• **Required work**
Quote the entries in full, character for character, without their images.
___ Data rows
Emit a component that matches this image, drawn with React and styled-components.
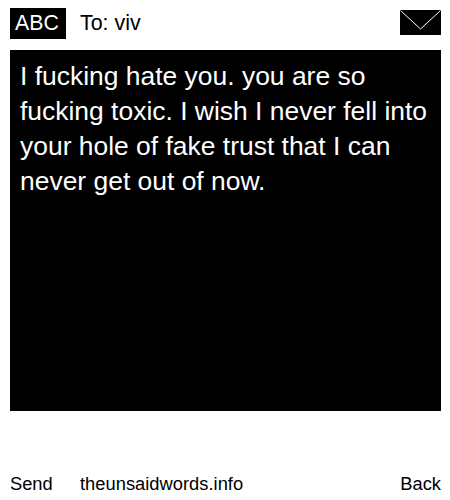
import React from "react";
import styled, { createGlobalStyle } from "styled-components";

const Global = createGlobalStyle`
  html, body { margin: 0; padding: 0; background: #fff; }
  body { font-family: "Liberation Sans", Arial, sans-serif; color: #000; }
`;
const Page = styled.div`
  width: 450px; height: 500px; box-sizing: border-box;
  padding: 8px 9px 0 10px; display: flex; flex-direction: column;
`;
const Header = styled.header`
  height: 31px; display: flex; align-items: flex-start; gap: 14px; margin-bottom: 11px;
`;
const Mode = styled.div`
  width: 56px; height: 31px; box-sizing: border-box; padding-right: 2px; background: #000; color: #fff;
  font-size: 21.3px; line-height: 30px; text-align: center;
`;
const To = styled.div`
  font-size: 21.4px; line-height: 30px; flex: 1;
`;
const Envelope = styled.svg`
  width: 41px; height: 25px; display: block; margin-top: 2px;
`;
const Message = styled.main`
  height: 361px; background: #000; color: #fff; box-sizing: border-box;
  padding: 9px 10px; font-size: 26.45px; line-height: 35px;
`;
const Footer = styled.footer`
  display: flex; align-items: center; margin-top: 62px; font-size: 18.3px; line-height: 22px;
`;
const Send = styled.span` width: 70px; `;
const Site = styled.span` flex: 1; letter-spacing: 0.03px; `;

export default function App() {
  return (
    <Page>
      <Global />
      <Header>
        <Mode>ABC</Mode>
        <To>To: viv</To>
        <Envelope viewBox="0 0 41 25">
          <rect width="41" height="25" fill="#000" />
          <path d="M0.5 0.5 L20.5 19 L40.5 0.5" fill="none" stroke="#fff" strokeWidth="1" />
        </Envelope>
      </Header>
      <Message>I fucking hate you. you are so fucking toxic. I wish I never fell into your hole of fake trust that I can never get out of now.</Message>
      <Footer>
        <Send>Send</Send>
        <Site>theunsaidwords.info</Site>
        <span>Back</span>
      </Footer>
    </Page>
  );
}
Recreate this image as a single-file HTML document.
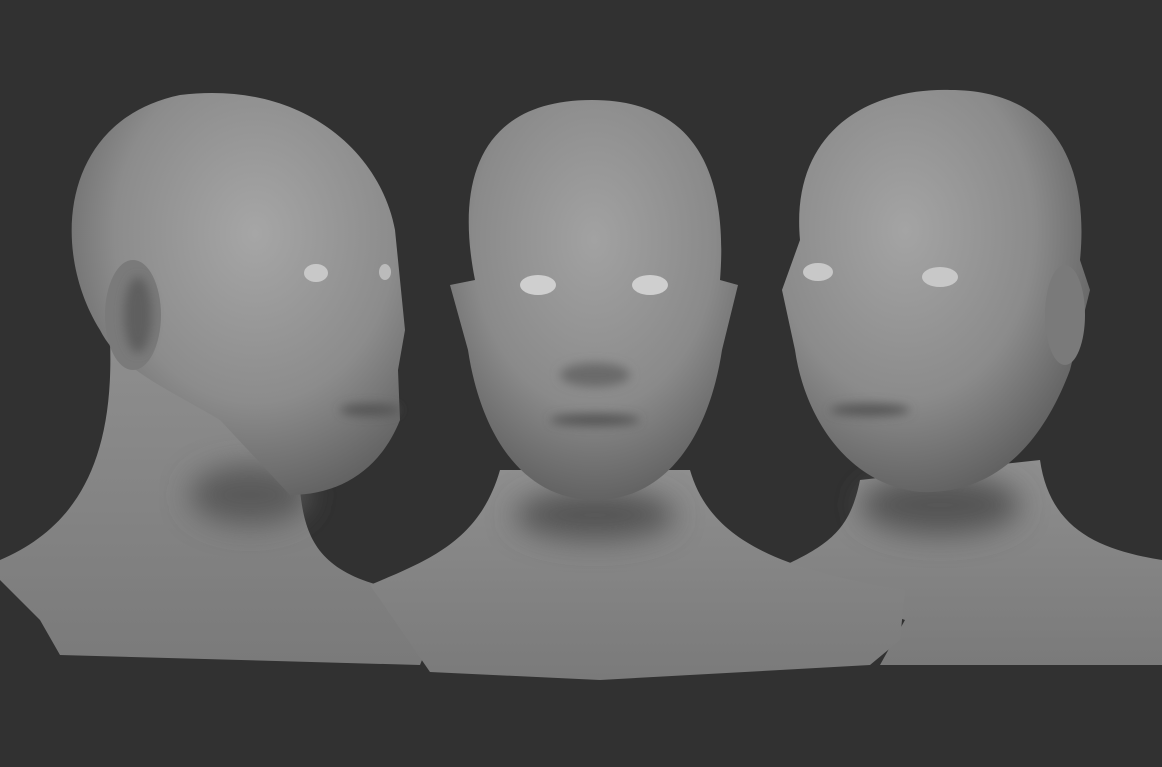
<!DOCTYPE html>
<html><head><meta charset="utf-8"><style>
html,body{margin:0;padding:0;background:#313131;}
svg{display:block}
</style></head><body>
<svg width="1162" height="767" viewBox="0 0 1162 767" xmlns="http://www.w3.org/2000/svg">
<defs>
<radialGradient id="hL" cx="0.55" cy="0.35" r="0.7"><stop offset="0" stop-color="#a6a6a6"/><stop offset="0.6" stop-color="#8c8c8c"/><stop offset="1" stop-color="#5e5e5e"/></radialGradient>
<radialGradient id="hM" cx="0.5" cy="0.35" r="0.7"><stop offset="0" stop-color="#a2a2a2"/><stop offset="0.6" stop-color="#8a8a8a"/><stop offset="1" stop-color="#5a5a5a"/></radialGradient>
<radialGradient id="hR" cx="0.4" cy="0.35" r="0.7"><stop offset="0" stop-color="#a4a4a4"/><stop offset="0.6" stop-color="#8b8b8b"/><stop offset="1" stop-color="#5c5c5c"/></radialGradient>
<linearGradient id="b" x1="0" y1="0" x2="0" y2="1"><stop offset="0" stop-color="#8e8e8e"/><stop offset="1" stop-color="#7a7a7a"/></linearGradient>
<filter id="bl" x="-100%" y="-100%" width="300%" height="300%"><feGaussianBlur stdDeviation="14"/></filter>
<filter id="bs" x="-100%" y="-100%" width="300%" height="300%"><feGaussianBlur stdDeviation="5"/></filter>
</defs>
<rect width="1162" height="767" fill="#313131"/>
<path d="M0,560 C70,530 115,470 110,340 L200,400 L260,440 L300,490 C305,540 320,575 400,590 L430,640 L420,665 L60,655 L40,620 L0,580 Z" fill="url(#b)"/>
<path d="M775,570 C830,545 850,530 860,480 L1040,460 C1050,530 1100,550 1162,560 L1162,665 L880,665 L905,620 Z" fill="url(#b)"/>
<path d="M370,585 C430,560 480,540 500,470 L690,470 C710,540 780,570 905,590 L900,640 L870,665 L600,680 L430,672 Z" fill="url(#b)"/>
<ellipse cx="250" cy="495" rx="60" ry="30" fill="#5a5a5a" filter="url(#bl)"/>
<ellipse cx="595" cy="515" rx="80" ry="25" fill="#555" filter="url(#bl)"/>
<ellipse cx="940" cy="505" rx="80" ry="30" fill="#555" filter="url(#bl)"/>
<path d="M100,330 C50,250 60,120 180,95 C300,80 380,150 395,230 L405,330 L398,370 L400,420 C380,470 340,495 290,495 L220,420 C170,390 120,370 100,330 Z" fill="url(#hL)"/>
<ellipse cx="133" cy="315" rx="28" ry="55" fill="#7a7a7a"/>
<ellipse cx="138" cy="315" rx="14" ry="38" fill="#5f5f5f" filter="url(#bs)"/>
<path d="M475,280 C455,180 480,100 592,100 C700,100 728,180 720,280 L738,285 L722,350 C710,430 670,500 595,500 C520,500 480,430 468,350 L450,285 Z" fill="url(#hM)"/>
<path d="M800,240 C790,130 870,88 950,90 C1050,90 1090,160 1080,260 L1090,290 L1070,370 C1040,450 990,495 920,492 C850,485 805,420 795,350 L782,290 Z" fill="url(#hR)"/>
<ellipse cx="1065" cy="315" rx="20" ry="50" fill="#7a7a7a"/>
<ellipse cx="316" cy="273" rx="12" ry="9" fill="#c8c8c8"/>
<ellipse cx="385" cy="272" rx="6" ry="8" fill="#bbb"/>
<ellipse cx="538" cy="285" rx="18" ry="10" fill="#cfcfcf"/>
<ellipse cx="650" cy="285" rx="18" ry="10" fill="#cfcfcf"/>
<ellipse cx="818" cy="272" rx="15" ry="9" fill="#c8c8c8"/>
<ellipse cx="940" cy="277" rx="18" ry="10" fill="#c8c8c8"/>
<ellipse cx="370" cy="410" rx="30" ry="6" fill="#555" filter="url(#bs)"/>
<ellipse cx="595" cy="420" rx="45" ry="6" fill="#555" filter="url(#bs)"/>
<ellipse cx="870" cy="410" rx="40" ry="6" fill="#555" filter="url(#bs)"/>
<ellipse cx="595" cy="375" rx="35" ry="12" fill="#6a6a6a" filter="url(#bs)"/>
</svg>
</body></html>
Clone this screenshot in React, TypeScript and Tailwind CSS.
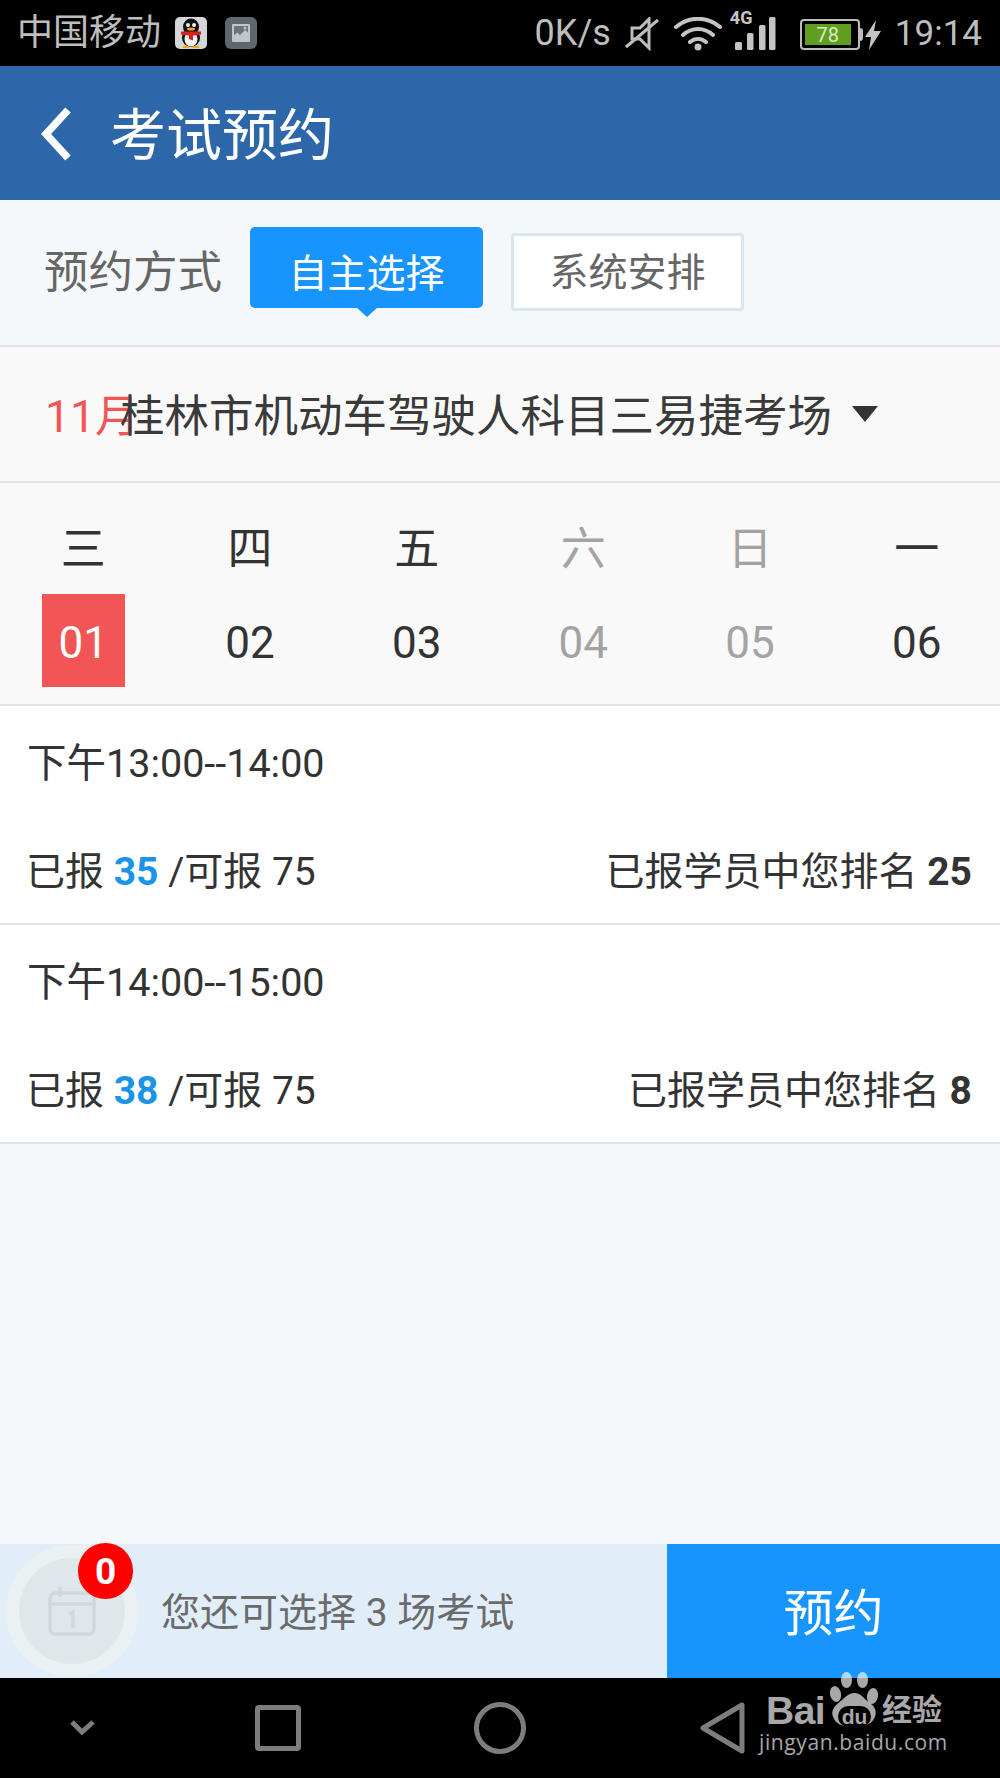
______
• **Response to the task**
Emit a component that matches this image, drawn with React and styled-components.
import React from "react";
import styled, { createGlobalStyle } from "styled-components";

const Global = createGlobalStyle`
  html, body { margin: 0; padding: 0; background: #fff; }
  body { font-family: "Liberation Sans", Arial, sans-serif; color: #000; }
`;
const Page = styled.div`
  width: 450px; height: 500px; box-sizing: border-box;
  padding: 8px 9px 0 10px; display: flex; flex-direction: column;
`;
const Header = styled.header`
  height: 31px; display: flex; align-items: flex-start; gap: 14px; margin-bottom: 11px;
`;
const Mode = styled.div`
  width: 56px; height: 31px; box-sizing: border-box; padding-right: 2px; background: #000; color: #fff;
  font-size: 21.3px; line-height: 30px; text-align: center;
`;
const To = styled.div`
  font-size: 21.4px; line-height: 30px; flex: 1;
`;
const Envelope = styled.svg`
  width: 41px; height: 25px; display: block; margin-top: 2px;
`;
const Message = styled.main`
  height: 361px; background: #000; color: #fff; box-sizing: border-box;
  padding: 9px 10px; font-size: 26.45px; line-height: 35px;
`;
const Footer = styled.footer`
  display: flex; align-items: center; margin-top: 62px; font-size: 18.3px; line-height: 22px;
`;
const Send = styled.span` width: 70px; `;
const Site = styled.span` flex: 1; letter-spacing: 0.03px; `;

export default function App() {
  return (
    <Page>
      <Global />
      <Header>
        <Mode>ABC</Mode>
        <To>To: viv</To>
        <Envelope viewBox="0 0 41 25">
          <rect width="41" height="25" fill="#000" />
          <path d="M0.5 0.5 L20.5 19 L40.5 0.5" fill="none" stroke="#fff" strokeWidth="1" />
        </Envelope>
      </Header>
      <Message>I fucking hate you. you are so fucking toxic. I wish I never fell into your hole of fake trust that I can never get out of now.</Message>
      <Footer>
        <Send>Send</Send>
        <Site>theunsaidwords.info</Site>
        <span>Back</span>
      </Footer>
    </Page>
  );
}
Recreate this image as a single-file HTML document.
<!DOCTYPE html>
<html><head><meta charset="utf-8"><style>
html,body{margin:0;padding:0;background:#313131;}
svg{display:block}
</style></head><body>
<svg width="1162" height="767" viewBox="0 0 1162 767" xmlns="http://www.w3.org/2000/svg">
<defs>
<radialGradient id="hL" cx="0.55" cy="0.35" r="0.7"><stop offset="0" stop-color="#a6a6a6"/><stop offset="0.6" stop-color="#8c8c8c"/><stop offset="1" stop-color="#5e5e5e"/></radialGradient>
<radialGradient id="hM" cx="0.5" cy="0.35" r="0.7"><stop offset="0" stop-color="#a2a2a2"/><stop offset="0.6" stop-color="#8a8a8a"/><stop offset="1" stop-color="#5a5a5a"/></radialGradient>
<radialGradient id="hR" cx="0.4" cy="0.35" r="0.7"><stop offset="0" stop-color="#a4a4a4"/><stop offset="0.6" stop-color="#8b8b8b"/><stop offset="1" stop-color="#5c5c5c"/></radialGradient>
<linearGradient id="b" x1="0" y1="0" x2="0" y2="1"><stop offset="0" stop-color="#8e8e8e"/><stop offset="1" stop-color="#7a7a7a"/></linearGradient>
<filter id="bl" x="-100%" y="-100%" width="300%" height="300%"><feGaussianBlur stdDeviation="14"/></filter>
<filter id="bs" x="-100%" y="-100%" width="300%" height="300%"><feGaussianBlur stdDeviation="5"/></filter>
</defs>
<rect width="1162" height="767" fill="#313131"/>
<path d="M0,560 C70,530 115,470 110,340 L200,400 L260,440 L300,490 C305,540 320,575 400,590 L430,640 L420,665 L60,655 L40,620 L0,580 Z" fill="url(#b)"/>
<path d="M775,570 C830,545 850,530 860,480 L1040,460 C1050,530 1100,550 1162,560 L1162,665 L880,665 L905,620 Z" fill="url(#b)"/>
<path d="M370,585 C430,560 480,540 500,470 L690,470 C710,540 780,570 905,590 L900,640 L870,665 L600,680 L430,672 Z" fill="url(#b)"/>
<ellipse cx="250" cy="495" rx="60" ry="30" fill="#5a5a5a" filter="url(#bl)"/>
<ellipse cx="595" cy="515" rx="80" ry="25" fill="#555" filter="url(#bl)"/>
<ellipse cx="940" cy="505" rx="80" ry="30" fill="#555" filter="url(#bl)"/>
<path d="M100,330 C50,250 60,120 180,95 C300,80 380,150 395,230 L405,330 L398,370 L400,420 C380,470 340,495 290,495 L220,420 C170,390 120,370 100,330 Z" fill="url(#hL)"/>
<ellipse cx="133" cy="315" rx="28" ry="55" fill="#7a7a7a"/>
<ellipse cx="138" cy="315" rx="14" ry="38" fill="#5f5f5f" filter="url(#bs)"/>
<path d="M475,280 C455,180 480,100 592,100 C700,100 728,180 720,280 L738,285 L722,350 C710,430 670,500 595,500 C520,500 480,430 468,350 L450,285 Z" fill="url(#hM)"/>
<path d="M800,240 C790,130 870,88 950,90 C1050,90 1090,160 1080,260 L1090,290 L1070,370 C1040,450 990,495 920,492 C850,485 805,420 795,350 L782,290 Z" fill="url(#hR)"/>
<ellipse cx="1065" cy="315" rx="20" ry="50" fill="#7a7a7a"/>
<ellipse cx="316" cy="273" rx="12" ry="9" fill="#c8c8c8"/>
<ellipse cx="385" cy="272" rx="6" ry="8" fill="#bbb"/>
<ellipse cx="538" cy="285" rx="18" ry="10" fill="#cfcfcf"/>
<ellipse cx="650" cy="285" rx="18" ry="10" fill="#cfcfcf"/>
<ellipse cx="818" cy="272" rx="15" ry="9" fill="#c8c8c8"/>
<ellipse cx="940" cy="277" rx="18" ry="10" fill="#c8c8c8"/>
<ellipse cx="370" cy="410" rx="30" ry="6" fill="#555" filter="url(#bs)"/>
<ellipse cx="595" cy="420" rx="45" ry="6" fill="#555" filter="url(#bs)"/>
<ellipse cx="870" cy="410" rx="40" ry="6" fill="#555" filter="url(#bs)"/>
<ellipse cx="595" cy="375" rx="35" ry="12" fill="#6a6a6a" filter="url(#bs)"/>
</svg>
</body></html>
Clone this screenshot in React, TypeScript and Tailwind CSS.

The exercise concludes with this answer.